• Problem
Track down each line that has the word "code" and copy it.
## start Dataset rows
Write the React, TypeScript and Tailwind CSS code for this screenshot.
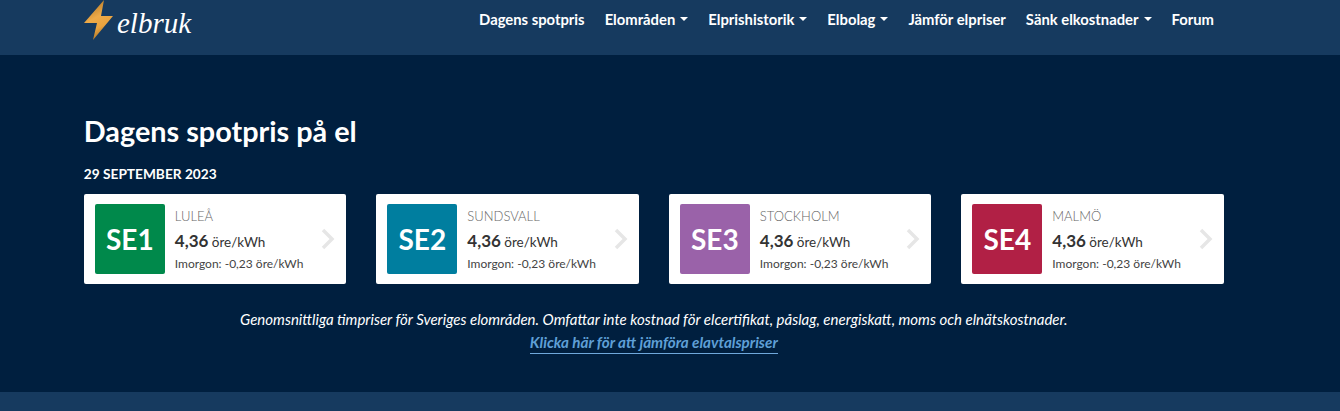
const areas = [
  { code: 'SE1', city: 'LULEÅ', color: 'bg-[#00894b]' },
  { code: 'SE2', city: 'SUNDSVALL', color: 'bg-[#007e9f]' },
  { code: 'SE3', city: 'STOCKHOLM', color: 'bg-[#9a62a9]' },
  { code: 'SE4', city: 'MALMÖ', color: 'bg-[#b12045]' },
];

const navItems = [
  { label: 'Dagens spotpris' },
  { label: 'Elområden', caret: true },
  { label: 'Elprishistorik', caret: true },
  { label: 'Elbolag', caret: true },
  { label: 'Jämför elpriser' },
  { label: 'Sänk elkostnader', caret: true },
  { label: 'Forum' },
];

function Logo() {
  return (
    <div className="flex items-start">
      <svg width="30" height="41" viewBox="0 0 30 41">
        <defs>
          <linearGradient id="bolt" x1="0.2" y1="0" x2="0.6" y2="1">
            <stop offset="0" stopColor="#a86f22" />
            <stop offset="0.45" stopColor="#eeaa48" />
            <stop offset="0.7" stopColor="#e9a33f" />
            <stop offset="1" stopColor="#9c6a24" />
          </linearGradient>
        </defs>
        <path d="M20 0 L0 23 L13 23 L9 40 L29 16 L17 16 Z" fill="url(#bolt)" />
      </svg>
      <span className="ml-[3px] mt-[9px] font-['Liberation_Serif',serif] text-[29px] leading-none text-white italic">
        elbruk
      </span>
    </div>
  );
}

function AreaCard({ code, city, color }: { code: string; city: string; color: string }) {
  return (
    <div className="flex h-[90px] items-center rounded-[2px] bg-white pl-[11px]">
      <div className={`flex h-[70px] w-[70px] items-center justify-center rounded-[2px] text-[28px] font-bold text-white ${color}`}>
        {code}
      </div>
      <div className="ml-[10px] flex-1 pt-[2px]">
        <div className="text-[13px] leading-[20px] font-light text-[#666]">{city}</div>
        <div className="mt-[3px] text-[13.5px] leading-[24px] text-[#333]">
          <span className="text-[17px] font-bold">4,36</span> öre/kWh
        </div>
        <div className="text-[12px] leading-[20px] text-[#444]">Imorgon: -0,23 öre/kWh</div>
      </div>
      <svg width="14" height="22" viewBox="0 0 14 22" className="mr-[11px]" fill="none" stroke="#e6e6e6" strokeWidth="3.5">
        <path d="M2 2 L11 11 L2 20" />
      </svg>
    </div>
  );
}

export default function App() {
  return (
    <div className="h-[411px] overflow-hidden bg-[#163a5f] font-['Lato',sans-serif]">
      {/* Header */}
      <header className="ml-[84px] flex h-[55px] w-[1140px] items-start justify-between">
        <Logo />
        <nav className="mr-[10px] flex items-center gap-[20px] pt-[9px] text-[14.8px] leading-[20px] font-bold text-white">
          {navItems.map((item) => (
            <span key={item.label} className="flex items-center">
              {item.label}
              {item.caret && (
                <span className="ml-[5px] h-0 w-0 border-x-[4px] border-t-[4px] border-x-transparent border-t-white" />
              )}
            </span>
          ))}
        </nav>
      </header>

      {/* Spot prices */}
      <main className="h-[337px] bg-[#001f3f]">
        <div className="ml-[83.8px] w-[1140px] pt-[57px]">
          <h1 className="text-[28.8px] leading-[38px] font-bold text-white">Dagens spotpris på el</h1>
          <div className="mt-[14px] text-[13.7px] leading-[20px] font-bold text-white uppercase">29 september 2023</div>
          <div className="mt-[10px] grid grid-cols-4 gap-[30px]">
            {areas.map((area) => (
              <AreaCard key={area.code} {...area} />
            ))}
          </div>
          <div className="mt-[23px] text-center text-[15px] leading-[24px] text-white italic">
            <div>Genomsnittliga timpriser för Sveriges elområden. Omfattar inte kostnad för elcertifikat, påslag, energiskatt, moms och elnätskostnader.</div>
            <div className="leading-[22px]">
              <a className="border-b border-[#6fa8dc] pb-[2px] text-[15.2px] font-bold text-[#5f9fd6]">Klicka här för att jämföra elavtalspriser</a>
            </div>
          </div>
        </div>
      </main>
    </div>
  );
}
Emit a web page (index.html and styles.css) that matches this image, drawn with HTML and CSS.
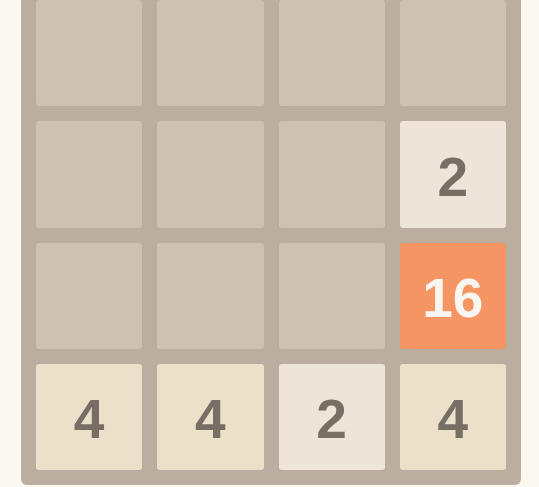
## end Dataset rows
• Output of the exercise
Write the React, TypeScript and Tailwind CSS code for this screenshot.
  { code: 'SE1', city: 'LULEÅ', color: 'bg-[#00894b]' },
  { code: 'SE2', city: 'SUNDSVALL', color: 'bg-[#007e9f]' },
  { code: 'SE3', city: 'STOCKHOLM', color: 'bg-[#9a62a9]' },
  { code: 'SE4', city: 'MALMÖ', color: 'bg-[#b12045]' },
function AreaCard({ code, city, color }: { code: string; city: string; color: string }) {
        {code}
              <AreaCard key={area.code} {...area} />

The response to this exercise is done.